RICHMOND, Va. (CN) – Tensions ran high Tuesday in the Fourth Circuit as a government attorney argued for immunity in a case that aims to hold the FBI accountable for its failure to prevent Dylann Roof from purchasing the gun he used to kill nine black churchgoers in South Carolina four years ago.
Families of the victims tried and failed to convince a federal judge that the FBI failed to do its due diligence when it ran its background check on Roof and is liable for the carnage that ensued.
Roof, a white supremacist, carried out his attack on a Bible study class at the Emanuel AMC Church in Charleston on the evening of June 17, 2015, after spending nearly an hour with his victims.
He was convicted in December 2016 on 33 federal charges relating to the shooting, and was sentenced to death on those charges the following month. Roof also pleaded guilty to 13 state charges – including nine counts of murder, three counts of attempted murder and a weapons charge – and was given nine consecutive life sentences without parole.
Months before the murders, Roof was arrested on a minor charge and confessed to using illegal drugs. That admission should have prevented him from buying the Glock pistol he used to carry out the murders, according to the victims’ families.
The federal investigator tasked with completing his background check made contacts with the Lexington Police Department, which told her an arrest record existed but was in the possession of the Columbia Police Department.
The investigator testified that she scanned her local police contact sheet and only found the West Columbia Police Department, and when she contacted them no document surfaced, so Roof was allowed to make the purchase.

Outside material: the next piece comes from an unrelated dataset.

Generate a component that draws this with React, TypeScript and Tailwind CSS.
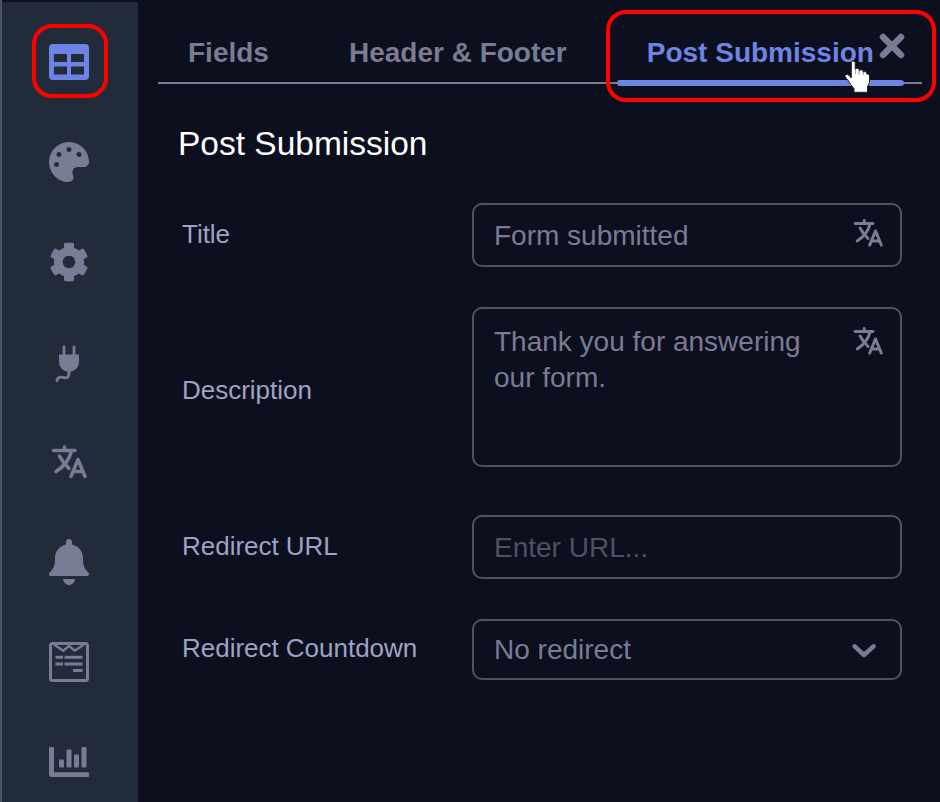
import { FaCog, FaPalette } from "react-icons/fa";
import { ReactNode } from "react";

const TableIcon = () => (
    <svg width="40" height="36" viewBox="0 0 40 36" fill="currentColor" fillRule="evenodd">
        <path d="M4 0H36A4 4 0 0 1 40 4V32A4 4 0 0 1 36 36H4A4 4 0 0 1 0 32V4A4 4 0 0 1 4 0ZM5 10V18H18V10ZM22 10V18H35V10ZM5 22.500V30.500H18V22.500ZM22 22.500V30.500H35V22.500Z" />
    </svg>
);

const PlugIcon = () => (
    <svg width="28" height="38" viewBox="0 0 28 38" fill="none" stroke="currentColor" strokeWidth="2.800" strokeLinecap="round" className="mt-[3px]">
        <path d="M9 2V11M19 2V11" />
        <path d="M4 9.500H24V17A10 10 0 0 1 4 17Z" fill="currentColor" stroke="none" />
        <path d="M14 26V28C14 31.500 12.500 33.500 9.500 32.800C6 31.600 2.500 32 1.900 35.800" />
    </svg>
);

const BellIcon = () => (
    <svg width="40" height="46" viewBox="0 0 40 46" fill="currentColor">
        <path d="M20 0C21.700 0 23 1.300 23 3V5.400C29.500 6.700 34 12 34 19C34 27 35.500 29.500 38.500 32.500C39.500 33.500 40 34.200 40 35.200C40 36.200 39.200 37 38 37H2C.8 37 0 36.200 0 35.200C0 34.200 .5 33.500 1.500 32.500C4.500 29.500 6 27 6 19C6 12 10.500 6.700 17 5.400V3C17 1.300 18.300 0 20 0Z" />
        <path d="M14 40H26C25.500 43.500 23 46 20 46S14.500 43.500 14 40Z" />
    </svg>
);

const ReceiptIcon = () => (
    <svg width="40" height="40" viewBox="0 0 40 40" fill="none" stroke="currentColor" strokeWidth="3">
        <rect x="1.500" y="1.500" width="37" height="37" rx="2" />
        <path d="M5 2.500L14.300 8.700L20 3.800L25.700 8.700L35 2.500" strokeWidth="2.300" />
        <path d="M6.500 15.300H14M15.500 15.300H33.500M6.500 22H14M15.500 22H33.500M24 28.500H33.500" />
    </svg>
);

const ChartIcon = () => (
    <svg width="40" height="31" viewBox="0 0 40 31" fill="currentColor">
        <path d="M1 0H4Q5 0 5 1V25.300H39Q40 25.300 40 26.300V29Q40 30 39 30H2Q0 30 0 28V1Q0 0 1 0Z" />
        <rect x="10" y="12.500" width="5" height="8" rx="1" />
        <rect x="17.500" y="2.500" width="5" height="18" rx="1" />
        <rect x="25" y="7.500" width="5" height="13" rx="1" />
        <rect x="32.500" y="0" width="5" height="20.500" rx="1" />
    </svg>
);

const TranslateIcon = ({ size, className }: { size: number; className?: string }) => (
    <svg width={size} height={size} viewBox="0 0 36 36" fill="none" stroke="currentColor" strokeWidth="3.500" strokeLinecap="round" strokeLinejoin="round" className={className}>
        <path d="M2.500 6.500H24M13.500 3V6M20.500 7C18.500 15 13 22.500 5 27.500M8.500 12C11 17 14 20.500 18 24.500" />
        <path d="M20 32.500L27 15.500L34 32.500M22.500 27.500H31.500" />
    </svg>
);

const HandCursor = () => (
    <svg width="28" height="34" viewBox="0 0 28 34" className="absolute left-[844px] top-[60px]">
        <path d="M7.300 2Q7.300 1 9 1T11.200 2.500V9Q13 7.500 15.200 9V10.500Q17.500 9 19.200 10.500V12Q22 10.500 22.700 13V14Q25.500 13.500 25.500 16V22.500L23.500 26.500V32.300H10V28.500L6.500 24.500L4.500 21L2.500 18.500L.8 16Q1 14 3.500 14.500L5.800 16L7.300 18Z" fill="#fff" stroke="#222" strokeWidth="1" />
        <path d="M11.300 9V14M15.200 10V14.500M19.200 11.500V15" stroke="#555" strokeWidth=".6" />
    </svg>
);

const sidebarItems = [
    { name: "form", icon: <TableIcon /> },
    { name: "design", icon: <FaPalette size={40} /> },
    { name: "settings", icon: <FaCog size={40} /> },
    { name: "integrations", icon: <PlugIcon /> },
    { name: "translations", icon: <TranslateIcon size={36} /> },
    { name: "notifications", icon: <BellIcon /> },
    { name: "receipt", icon: <ReceiptIcon /> },
    { name: "reports", icon: <ChartIcon /> },
];

const tabs = ["Fields", "Header & Footer", "Post Submission"];

function Row({ label, labelClass = "pb-0.5", children }: { label: string; labelClass?: string; children: ReactNode }) {
    return (
        <div className="flex items-center">
            <div className={`w-[290px] shrink-0 text-[26px] leading-8 tracking-[-0.02px] text-[#9fa3c3] ${labelClass}`}>{label}</div>
            {children}
        </div>
    );
}

export default function App() {
    return (
        <div className="relative flex h-[802px] w-[940px] overflow-hidden bg-[#0c0f1e] font-['Liberation_Sans',Arial,sans-serif] text-[#787c95]">
            {/* Sidebar */}
            <div className="w-[138px] shrink-0 border-l-2 border-[#4a545f] pt-0.5">
                <nav className="flex h-[800px] flex-col overflow-hidden bg-[#222b3a] pt-[10px]">
                    {sidebarItems.map((item, index) => (
                        <button
                            key={item.name}
                            className={`flex h-[100px] w-[134px] shrink-0 items-center justify-center ${index === 0 ? "text-[#6f83e5]" : ""}`}
                        >
                            {item.icon}
                        </button>
                    ))}
                </nav>
            </div>

            <main className="flex-1 pt-0.5 pl-5">
                {/* Tabs */}
                <div className="relative flex h-[82px] w-[764px] gap-5 border-b-2 border-[#787c95]">
                    {tabs.map((tab) => (
                        <button
                            key={tab}
                            className={`relative px-[30px] pt-[21px] text-[28px] leading-8 font-bold whitespace-nowrap ${tab === "Post Submission" ? "text-[#6f83e5]" : ""}`}
                        >
                            {tab}
                            {tab === "Post Submission" && (
                                <span className="absolute inset-x-0 -bottom-1 h-1.5 rounded-full bg-[#6f83e5]" />
                            )}
                        </button>
                    ))}
                </div>

                <h2 className="mt-10 ml-5 text-[33.5px] leading-10 text-white">Post Submission</h2>

                {/* Form */}
                <div className="mt-[39px] ml-6 flex w-[720px] flex-col gap-10">
                    <Row label="Title">
                        <div className="flex h-16 flex-1 justify-between rounded-[10px] border-2 border-[#505264] pt-[15px] pr-[17px] pl-5 text-[28px] leading-8">
                            Form submitted
                            <TranslateIcon size={30} className="-mt-0.5" />
                        </div>
                    </Row>
                    <Row label="Description" labelClass="pt-1.5">
                        <div className="flex h-40 flex-1 justify-between rounded-[10px] border-2 border-[#505264] pt-[15px] pr-[17px] pl-5 text-[28px] leading-9">
                            <p className="w-[320px]">Thank you for answering our form.</p>
                            <TranslateIcon size={30} className="mt-0.5" />
                        </div>
                    </Row>
                    <div className="mt-2">
                        <Row label="Redirect URL">
                            <div className="h-16 flex-1 rounded-[10px] border-2 border-[#505264] pt-[15px] pl-5 text-[28px] leading-8 text-[#4f5163]">
                                Enter URL...
                            </div>
                        </Row>
                    </div>
                    <Row label="Redirect Countdown" labelClass="pb-[3px]">
                        <div className="flex h-[61px] flex-1 items-center justify-between rounded-[10px] border-2 border-[#505264] pr-[23px] pl-5 text-[28px] leading-8">
                            No redirect
                            <svg width="26" height="16" viewBox="0 0 26 16" fill="none" stroke="currentColor" strokeWidth="4.500" strokeLinecap="round" strokeLinejoin="round" className="mt-px">
                                <path d="M3.700 4.300L13 13L22.500 4.300" />
                            </svg>
                        </div>
                    </Row>
                </div>
            </main>

            <svg width="26" height="26" viewBox="0 0 26 26" stroke="currentColor" strokeWidth="6.500" strokeLinecap="round" className="absolute left-[879px] top-[33px]">
                <path d="M4 4L22 22M22 4L4 22" />
            </svg>

            {/* Highlights */}
            <div className="absolute left-8 top-6 h-[74px] w-[76px] rounded-[20px] border-4 border-[#ff0000]" />
            <div className="absolute left-[606px] top-[10px] h-[92px] w-[330px] rounded-[20px] border-4 border-[#ff0000]" />
            <HandCursor />
        </div>
    );
}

A federal judge in South Carolina ruled for the FBI last year, finding that the Brady Handgun Violence Prevention Act grants the government immunity in most situations when it fails to prevent weapons from winding up in the wrong hands.

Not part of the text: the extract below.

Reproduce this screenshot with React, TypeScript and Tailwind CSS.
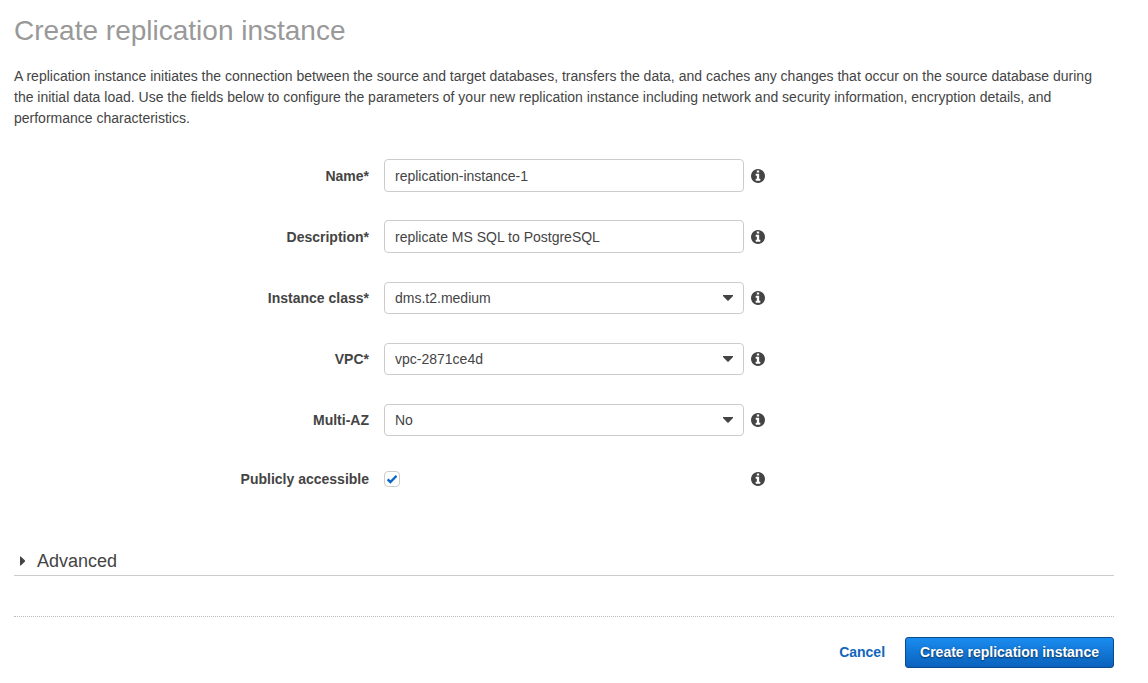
import { useState } from "react";
import type { ReactNode } from "react";

const InfoIcon = () => {
    return (
        <svg viewBox="0 128 1536 1536" className="size-3.5" fill="currentColor">
            <path d="M1024 1376v-160q0-14-9-23t-23-9h-96v-512q0-14-9-23t-23-9h-320q-14 0-23 9t-9 23v160q0 14 9 23t23 9h96v320h-96q-14 0-23 9t-9 23v160q0 14 9 23t23 9h448q14 0 23-9t9-23zm-128-896v-160q0-14-9-23t-23-9h-192q-14 0-23 9t-9 23v160q0 14 9 23t23 9h192q14 0 23-9t9-23zm640 416q0 209-103 385.5t-279.5 279.5-385.5 103-385.5-103-279.5-279.5-103-385.5 103-385.5 279.5-279.5 385.5-103 385.5 103 279.5 279.5 103 385.5z" />
        </svg>
    );
};

const FieldRow = ({ id, label, children }: { id: string; label: string; children: ReactNode }) => {
    return (
        <div className="flex min-h-[30px] items-center">
            <label htmlFor={id} className="w-[355px] shrink-0 text-right font-bold">
                {label}
            </label>
            <div className="ml-[15px] flex w-[360px] items-center">{children}</div>
            <button type="button" aria-label={`About ${label}`} className="ml-[7px] cursor-pointer">
                <InfoIcon />
            </button>
        </div>
    );
};

const TextField = ({ id, value }: { id: string; value: string }) => {
    return (
        <input
            id={id}
            type="text"
            defaultValue={value}
            className="h-[33px] w-full rounded border border-[#ccc] bg-white px-2.5 outline-none focus:border-[#1166bb]"
        />
    );
};

const SelectField = ({ id, options }: { id: string; options: string[] }) => {
    return (
        <div className="grid h-[33px] w-full items-center">
            <select
                id={id}
                className="col-start-1 row-start-1 h-8 w-full appearance-none rounded border border-[#ccc] bg-white px-2.5 outline-none focus:border-[#1166bb]"
            >
                {options.map((option) => (
                    <option key={option}>{option}</option>
                ))}
            </select>
            <svg viewBox="0 0 10 6" className="pointer-events-none col-start-1 row-start-1 mr-[11px] h-1.5 w-2.5 justify-self-end" fill="currentColor">
                <path d="M0 0h10v1L5.6 5.6a.8.8 0 0 1-1.2 0L0 1z" />
            </svg>
        </div>
    );
};

const App = () => {
    const [open, setOpen] = useState(false);

    return (
        <main className="bg-white pt-[13px] pr-[34px] pb-4 pl-3.5 font-['Liberation_Sans',Arial,sans-serif] text-sm text-[#444]">
            <h1 className="text-[28px] leading-9 text-[#999]">Create replication instance</h1>
            <p className="mt-[17px] leading-[21px]">
                A replication instance initiates the connection between the source and target databases, transfers the data, and caches any changes that occur on the source database during the initial data load. Use the fields below to configure the parameters of your new replication instance including network and security information, encryption details, and performance characteristics.
            </p>

            <form onSubmit={(e) => e.preventDefault()}>
                <div className="mt-[30px] flex flex-col gap-7">
                    <FieldRow id="name" label="Name*">
                        <TextField id="name" value="replication-instance-1" />
                    </FieldRow>
                    <FieldRow id="description" label="Description*">
                        <TextField id="description" value="replicate MS SQL to PostgreSQL" />
                    </FieldRow>
                    <FieldRow id="instance-class" label="Instance class*">
                        <SelectField id="instance-class" options={["dms.t2.medium", "dms.t2.large"]} />
                    </FieldRow>
                    <FieldRow id="vpc" label="VPC*">
                        <SelectField id="vpc" options={["vpc-2871ce4d"]} />
                    </FieldRow>
                    <FieldRow id="multi-az" label="Multi-AZ">
                        <SelectField id="multi-az" options={["No", "Yes"]} />
                    </FieldRow>
                    <FieldRow id="public" label="Publicly accessible">
                        <div className="grid place-items-center">
                            <input
                                id="public"
                                type="checkbox"
                                defaultChecked
                                className="peer col-start-1 row-start-1 size-4 appearance-none rounded border border-[#ccc] bg-white"
                            />
                            <svg viewBox="0 0 10 10" className="pointer-events-none invisible col-start-1 row-start-1 size-2.5 peer-checked:visible" fill="none" stroke="#0a66c8" strokeWidth="2.4">
                                <path d="M.6 5.4 3.4 8 9.6 1.8" />
                            </svg>
                        </div>
                    </FieldRow>
                </div>

                <div className="mt-13 border-b border-[#ccc]">
                    <button
                        type="button"
                        aria-expanded={open}
                        onClick={() => setOpen(!open)}
                        className="flex h-[29px] cursor-pointer items-center gap-3 pl-1.5 text-lg"
                    >
                        <svg viewBox="0 0 5 10" className="h-2.5 w-[5px]" fill="currentColor">
                            <path d="M0 .5h.8L5 4.4v1.2L.8 9.5H0z" />
                        </svg>
                        Advanced
                    </button>
                </div>

                <div className="mt-10 flex items-center justify-end gap-5 border-t border-dotted border-[#bbb] pt-5">
                    <a href="#" className="pb-0.5 font-bold text-[#1166bb]">Cancel</a>
                    <button
                        type="submit"
                        className="h-[31px] cursor-pointer rounded-[3px] border border-[#0a4a8a] bg-linear-to-b from-[#1a8cf0] to-[#0a62bd] px-3.5 pb-0.5 font-bold text-white text-shadow-[0_1px_2px_rgb(0_0_0/0.6)]"
                    >
                        Create replication instance
                    </button>
                </div>
            </form>
        </main>
    );
};

export default App;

But during Tuesday’s oral arguments at the Fourth Circuit in Richmond, Virginia, Chief U.S. Circuit Judge Roger Gregory, a Bill Clinton appointee, called that lack of accountability “absurd.”
Grilling Deputy Assistant Attorney General Thomas Ward, the judge said the investigator “had the info, was told where it was,” but didn’t contact the correct agency.
Both Gregory and lawyers for the victims’ families pointed to FBI guidelines outlining steps investigators must follow and how, when told there is a police report that could bar someone from purchasing a weapon, they must persist until it is found.
“She didn’t follow up. It’s maybe negligent,” Gregory said. “Are the standards of practice inadequate? Didn’t they work perfectly but she just didn’t do it?”
“She complied with what was needed under the standards of practice,” Ward replied, stressing that while the standards of practice might seem mandatory, they are more guidance and not clearly defined for the sake of liability law.
“If she was negligent, that’s still a matter of discretion,” the attorney said.
U.S. Circuit Judge Albert Diaz, a Barack Obama appointee, also seemed taken aback by the FBI’s slip-up. While evidence in the district court trial showed contact information for the Columbia Police Department was missing from a list of local police agencies, he still questioned the investigator’s lack of research.
“She should have known? If she didn’t know, was she negligent?” Diaz asked of the families’ attorney, Billy Wilkins with the Greenville, South Carolina-based law firm Nexsen Pruet.
“She did know,” Wilkins responded, stressing the background check system’s policy requires “every reasonable effort” to confirm a person’s criminal history.
“She should have asked for the contact info for the Columbia Police Department … she could have pull it up from a statewide list,” he added.
U.S. Circuit Judge Steven Agee, a George W. Bush appointee who seemed to waffle on his support for the government’s argument, said federal agents believed they fully followed procedures and turned up nothing.
“That was the end of it,” Agee said.
“That’s not the end of it,” Wilkins responded, adding that Roof’s attempt to buy a gun would have been denied if the investigator had “done what she was supposed to do.”
The Justice Department’s lawyer, Ward, remained stoic throughout the tense hearing except to ask Judge Gregory if his line of questioning, which at times sounded full of shock, was an attempt at insulting him.
Still, Ward continued to argue that legal precedent and federal law protects agencies in these situations.
“If the investigator failed to take the steps required in the standards of practice, does it thwart the agency’s discretionary exemption?” Agee asked.
“It cannot trump the mandate for discretion,” Ward replied, noting about 300 FBI employees handle over 8 million background checks submitted nationwide every year. “A price for circulating internal guidance cannot be an explosion in tort filings.”
But Wilkins, who seemed confident with the emotional reactions he saw coming from the Fourth Circuit bench, tried to stress whatever federal immunity would otherwise be granted did not apply here due to the specifics of the case.
“This is a rare case and I doubt it will ever happen again,” the families’ attorney said in his closing rebuttal. “This law was made to keep guns out of the hands of people who shouldn’t have guns. The law doesn’t work if you just quit [searching].”
It is unclear when the judges will issue a decision in the case.